OpenAI has announced a strategic shift in its pricing model for enterprise users, introducing pay-as-you-go "Codex-only" seats for its ChatGPT Business and Enterprise tiers. This new structure removes fixed annual fees for the coding assistant, transitioning instead to a billing system based on token consumption. Alongside this update, the company has implemented a price reduction for its standard ChatGPT Business subscription, signaling a push for broader adoption among small and medium-sized development teams.
New Flexbile Pricing for Codex Users
The introduction of usage-based Codex seats is designed to help organizations scale their AI integration without the burden of upfront per-seat costs. These seats operate without speed limits or fixed monthly fees, allowing small teams to pilot the technology and expand their usage according to project requirements. According to OpenAI, this model provides a clearer link between AI activity and operational expenditure, particularly for workspaces that do not require full ChatGPT access for every team member.
Key details of the new offering include:
- No minimum seat requirement for Codex-only access.

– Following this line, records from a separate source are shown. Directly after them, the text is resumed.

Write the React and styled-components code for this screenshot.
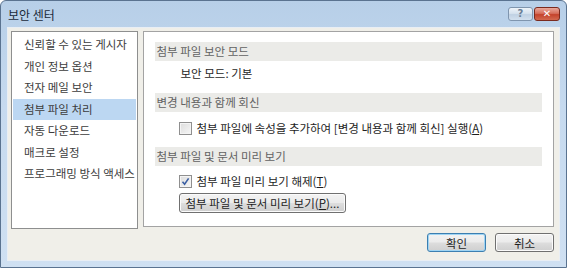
import React from "react";
import styled, { createGlobalStyle } from "styled-components";

const GlobalStyle = createGlobalStyle`
  html, body {
    margin: 0;
    padding: 0;
    background: #ffffff;
  }
  body {
    font-family: "Noto Sans CJK KR", "Noto Sans", sans-serif;
    font-size: 11.5px;
  }
`;

const Window = styled.div`
  width: 567px;
  height: 268px;
  box-sizing: border-box;
  border: 1px solid #5a7390;
  border-radius: 6px 6px 0 0;
  background: linear-gradient(180deg, #b7cfe8 0%, #c6daef 40%, #cfe0f2 100%);
  display: flex;
  flex-direction: column;
  overflow: hidden;
`;

const TitleBar = styled.div`
  height: 26px;
  display: flex;
  align-items: center;
  justify-content: space-between;
  padding: 0 6px 0 7px;
`;

const Title = styled.span`
  color: #1b2a3a;
  font-size: 12px;
  line-height: 14px;
  margin-top: 1px;
`;

const Caption = styled.div`
  display: flex;
  gap: 1px;
  align-self: flex-start;
  margin-top: 6px;
`;

const CaptionButton = styled.div`
  width: ${({ $wide }) => ($wide ? 26 : 25)}px;
  height: 14px;
  box-sizing: border-box;
  border: 1px solid ${({ $close }) => ($close ? "#7a2a1e" : "#7f95ae")};
  border-radius: 3px;
  background: ${({ $close }) =>
    $close
      ? "linear-gradient(180deg, #e9a99c 0%, #d66e5b 45%, #c4432c 55%, #d3694f 100%)"
      : "linear-gradient(180deg, #edf3f9 0%, #d6e2ee 45%, #c0d1e3 55%, #d2e0ee 100%)"};
  display: flex;
  align-items: center;
  justify-content: center;
  color: ${({ $close }) => ($close ? "#ffffff" : "#6a7f96")};
  font-family: "DejaVu Sans", sans-serif;
  font-weight: bold;
  font-size: 10px;
  line-height: 10px;
`;

const Client = styled.div`
  flex: 1;
  margin: 0 6px 6px 6px;
  background: #f0efe9;
  border: 1px solid #e9eef4;
  display: flex;
  flex-direction: column;
  padding: 3px 5px 0 3px;
`;

const Main = styled.div`
  display: flex;
  gap: 5px;
`;

const NavList = styled.ul`
  list-style: none;
  margin: 0;
  width: 127px;
  height: 198px;
  box-sizing: border-box;
  border: 1px solid #8e8f8f;
  background: #ffffff;
  padding: 2px 1px 0 1px;
`;

const NavItem = styled.li`
  height: 21.5px;
  line-height: 21.5px;
  padding-left: 11px;
  color: #3c3c3c;
  white-space: nowrap;
  background: ${({ $active }) => ($active ? "#bcd7f2" : "transparent")};
`;

const Panel = styled.div`
  width: 413px;
  height: 196px;
  box-sizing: border-box;
  border: 1px solid #a3a3a3;
  background: #ffffff;
  padding: 10px 11px 0 11px;
`;

const SectionHeader = styled.div`
  height: 19px;
  line-height: 19px;
  background: #ebebe8;
  color: #626262;
  padding-left: 2px;
`;

const SectionBody = styled.div`
  padding: ${({ $top }) => $top}px 0 ${({ $bottom }) => $bottom}px 24px;
  display: flex;
  flex-direction: column;
  gap: 3px;
  align-items: flex-start;
`;

const Line = styled.div`
  height: 18px;
  line-height: 18px;
  color: #1e1e1e;
  display: flex;
  align-items: center;
  padding-left: ${({ $indent }) => $indent || 0}px;
`;

const Box = styled.span`
  width: 13px;
  height: 13px;
  box-sizing: border-box;
  border: 1px solid #8f8f8f;
  background: linear-gradient(135deg, #dcdcdc 0%, #f6f6f6 100%);
  box-shadow: inset 0 0 0 1px #f4f4f4;
  margin-right: 5px;
  display: flex;
  align-items: center;
  justify-content: center;
`;

const Key = styled.u`
  text-decoration: underline;
`;

const PushButton = styled.button`
  height: ${({ $h }) => $h || 20}px;
  min-width: ${({ $w }) => $w || 0}px;
  box-sizing: border-box;
  padding: 0 6px;
  font-family: inherit;
  font-size: 11.5px;
  color: #1e1e1e;
  border: 1px solid ${({ $default }) => ($default ? "#3c7fb1" : "#707070")};
  border-radius: 3px;
  background: linear-gradient(180deg, #f3f3f3 0%, #ebebeb 48%, #dddddd 52%, #cfcfcf 100%);
  box-shadow: inset 0 0 0 1px ${({ $default }) => ($default ? "#9fd4f3" : "#fbfbfb")};
  display: flex;
  align-items: center;
  justify-content: center;
`;

const Footer = styled.div`
  display: flex;
  justify-content: flex-end;
  gap: 9px;
  margin-top: 4px;
`;

const Check = () => (
  <svg width="9" height="9" viewBox="0 0 9 9">
    <path d="M1.5 4.8 L3.6 7.2 L7.6 1.4" fill="none" stroke="#3b5fa3" strokeWidth="1.6" />
  </svg>
);

const navItems = [
  "신뢰할 수 있는 게시자",
  "개인 정보 옵션",
  "전자 메일 보안",
  "첨부 파일 처리",
  "자동 다운로드",
  "매크로 설정",
  "프로그래밍 방식 액세스",
];

export default function App() {
  return (
    <>
      <GlobalStyle />
      <Window>
        <TitleBar>
          <Title>보안 센터</Title>
          <Caption>
            <CaptionButton>?</CaptionButton>
            <CaptionButton $close $wide>✕</CaptionButton>
          </Caption>
        </TitleBar>
        <Client>
          <Main>
            <NavList>
              {navItems.map((item, i) => (
                <NavItem key={item} $active={i === 3}>
                  {item}
                </NavItem>
              ))}
            </NavList>
            <Panel>
              <SectionHeader>첨부 파일 보안 모드</SectionHeader>
              <SectionBody $top={3} $bottom={11}>
                <Line $indent={2}>보안 모드: 기본</Line>
              </SectionBody>
              <SectionHeader>변경 내용과 함께 회신</SectionHeader>
              <SectionBody $top={7} $bottom={10}>
                <Line>
                  <Box />
                  첨부 파일에 속성을 추가하여 [변경 내용과 함께 회신] 실행(<Key>A</Key>)
                </Line>
              </SectionBody>
              <SectionHeader>첨부 파일 및 문서 미리 보기</SectionHeader>
              <SectionBody $top={6} $bottom={0}>
                <Line>
                  <Box>
                    <Check />
                  </Box>
                  첨부 파일 미리 보기 해제(<Key>T</Key>)
                </Line>
                <PushButton $w={158}>
                  첨부 파일 및 문서 미리 보기(<Key>P</Key>)...
                </PushButton>
              </SectionBody>
            </Panel>
          </Main>
          <Footer>
            <PushButton $default $w={59} $h={19}>
              확인
            </PushButton>
            <PushButton $w={59} $h={19}>
              취소
            </PushButton>
          </Footer>
        </Client>
      </Window>
    </>
  );
}
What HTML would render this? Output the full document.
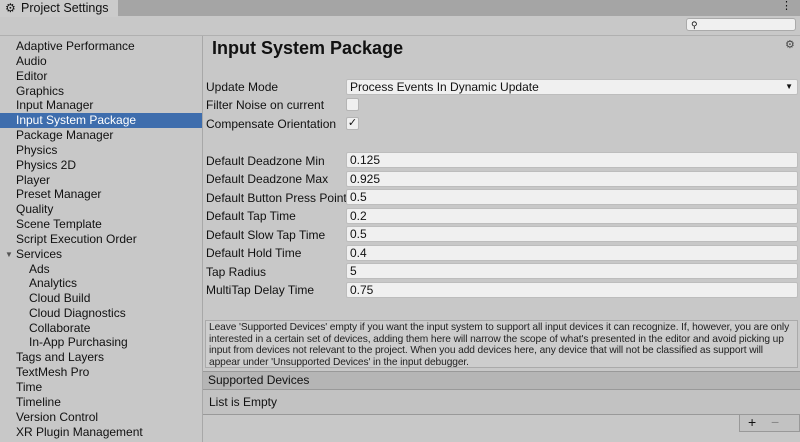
<!DOCTYPE html><html><head><style>
body{margin:0;width:800px;height:442px;background:#c8c8c8;font-family:"Liberation Sans",sans-serif;font-size:12px;color:#111;position:relative;overflow:hidden}
.a{position:absolute}
.tabbar{left:0;top:0;width:800px;height:16px;background:#a5a5a5}
.tab{left:0;top:0;width:118px;height:17px;background:#cbcbcb;font-size:12.5px;line-height:16px}
.side div{position:absolute;left:16px;height:15px;line-height:15px;white-space:nowrap}
.lbl{left:206px;white-space:nowrap}
.fld{left:346px;width:447px;height:14px;background:#f0f0f0;border:1px solid #bdbdbd;border-radius:2px;line-height:14px;padding-left:3px;box-sizing:content-box}
.chk{left:346px;width:11px;height:11px;background:#f0f0f0;border:1px solid #b5b5b5;border-radius:2px;font-size:11px;line-height:11px;text-align:center}
</style></head><body>
<div class="a tabbar"></div>
<div class="a tab"><span style="position:absolute;left:5px;top:0;font-size:12px">⚙</span><span style="position:absolute;left:21px">Project Settings</span></div>
<div class="a" style="right:8px;top:0;font-size:11px;line-height:12px">⋮</div>
<div class="a" style="left:0;top:35px;width:800px;height:1px;background:#b0b0b0"></div>
<div class="a" style="left:686px;top:18px;width:110px;height:13px;background:#f0f0f0;border:1px solid #aaa;border-radius:3px;font-size:9px;line-height:13px;padding-left:4px;box-sizing:border-box">⚲</div>
<div class="a" style="left:202px;top:36px;width:1px;height:406px;background:#a8a8a8"></div>
<div class="a" style="left:0;top:113px;width:202px;height:15px;background:#3e6dad"></div>
<div class="side" style="position:absolute;left:0;top:1px;width:202px">
<div style="top:38px">Adaptive Performance</div>
<div style="top:53px">Audio</div>
<div style="top:68px">Editor</div>
<div style="top:83px">Graphics</div>
<div style="top:97px">Input Manager</div>
<div style="top:112px;color:#fff">Input System Package</div>
<div style="top:127px">Package Manager</div>
<div style="top:142px">Physics</div>
<div style="top:157px">Physics 2D</div>
<div style="top:172px">Player</div>
<div style="top:186px">Preset Manager</div>
<div style="top:201px">Quality</div>
<div style="top:216px">Scene Template</div>
<div style="top:231px">Script Execution Order</div>
<div style="top:246px">Services</div>
<div style="top:261px;left:29px">Ads</div>
<div style="top:275px;left:29px">Analytics</div>
<div style="top:290px;left:29px">Cloud Build</div>
<div style="top:305px;left:29px">Cloud Diagnostics</div>
<div style="top:320px;left:29px">Collaborate</div>
<div style="top:334px;left:29px">In-App Purchasing</div>
<div style="top:349px">Tags and Layers</div>
<div style="top:364px">TextMesh Pro</div>
<div style="top:379px">Time</div>
<div style="top:394px">Timeline</div>
<div style="top:409px">Version Control</div>
<div style="top:424px">XR Plugin Management</div>
</div>
<div class="a" style="left:5px;top:250px;font-size:8px;color:#555">▼</div>
<div class="a" style="left:212px;top:38px;font-size:18px;font-weight:bold">Input System Package</div>
<div class="a" style="left:785px;top:38px;font-size:11px;color:#444">⚙</div>
<div class="a lbl" style="top:80px">Update Mode</div>
<div class="a fld" style="top:79px">Process Events In Dynamic Update<span style="position:absolute;right:4px;font-size:8px">▼</span></div>
<div class="a lbl" style="top:98px">Filter Noise on current</div>
<div class="a chk" style="top:98px"></div>
<div class="a lbl" style="top:117px">Compensate Orientation</div>
<div class="a chk" style="top:117px">✓</div>
<div class="a lbl" style="top:154px">Default Deadzone Min</div><div class="a fld" style="top:152px">0.125</div>
<div class="a lbl" style="top:172px">Default Deadzone Max</div><div class="a fld" style="top:171px">0.925</div>
<div class="a lbl" style="top:191px">Default Button Press Point</div><div class="a fld" style="top:189px">0.5</div>
<div class="a lbl" style="top:209px">Default Tap Time</div><div class="a fld" style="top:208px">0.2</div>
<div class="a lbl" style="top:228px">Default Slow Tap Time</div><div class="a fld" style="top:226px">0.5</div>
<div class="a lbl" style="top:246px">Default Hold Time</div><div class="a fld" style="top:245px">0.4</div>
<div class="a lbl" style="top:265px">Tap Radius</div><div class="a fld" style="top:263px">5</div>
<div class="a lbl" style="top:283px">MultiTap Delay Time</div><div class="a fld" style="top:282px">0.75</div>
<div class="a" style="left:205px;top:320px;width:593px;height:48px;border:1px solid #aaa;background:#cdcdcd;box-sizing:border-box;font-size:10.2px;line-height:11.5px;padding:1px 3px;color:#222;letter-spacing:-0.1px">Leave 'Supported Devices' empty if you want the input system to support all input devices it can recognize. If, however, you are only interested in a certain set of devices, adding them here will narrow the scope of what's presented in the editor and avoid picking up input from devices not relevant to the project. When you add devices here, any device that will not be classified as support will appear under 'Unsupported Devices' in the input debugger.</div>
<div class="a" style="left:203px;top:371px;width:597px;height:19px;background:#b5b5b5;border-top:1px solid #999;border-bottom:1px solid #999;box-sizing:border-box;line-height:17px;padding-left:5px">Supported Devices</div>
<div class="a" style="left:203px;top:390px;width:597px;height:25px;background:#c2c2c2;border-bottom:1px solid #999;box-sizing:border-box;line-height:25px;padding-left:6px">List is Empty</div>
<div class="a" style="left:739px;top:415px;width:61px;height:17px;background:#c2c2c2;border:1px solid #999;border-top:none;box-sizing:border-box;font-size:14px;line-height:15px"><span style="position:absolute;left:8px">+</span><span style="position:absolute;left:31px;color:#888">−</span></div>
</body></html>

- Usage is billed according to the Codex rate card, which utilizes a credit system based on input and output tokens.
- Transition from per-message pricing to token-based metrics for more precise cost tracking.
- Standard ChatGPT Business annual fees have been reduced from $25 to $20 per seat.
Incentives and Market Adoption
To encourage the migration to this flexible model, OpenAI is offering a limited-time incentive. Eligible ChatGPT Business workspaces can receive a $100 usage credit for each new Codex-only member added, with a cap of $500 per team. This move follows a period of rapid growth for the platform; the company reports that more than 2 million builders currently use Codex on a weekly basis.
Codex users within Business and Enterprise workspaces have grown approximately sixfold since January 2026.
The surge in adoption is reflected in the active integration of Codex by prominent firms such as Notion, Ramp, and Braintrust, which have incorporated the tool into their engineering workflows. Internal metrics from OpenAI also suggest that AI-assisted development has led to a significant increase in productivity, with reports indicating up to a 70% rise in weekly merged pull requests for some teams.
OpenAI’s decision to lower barriers to entry comes as the competition in AI-driven development tools intensifies. By decoupling Codex from the fixed-cost ChatGPT subscription and lowering the base price of business plans, the company aims to solidify its position among 9 million paying business users who now rely on its ecosystem for professional operations.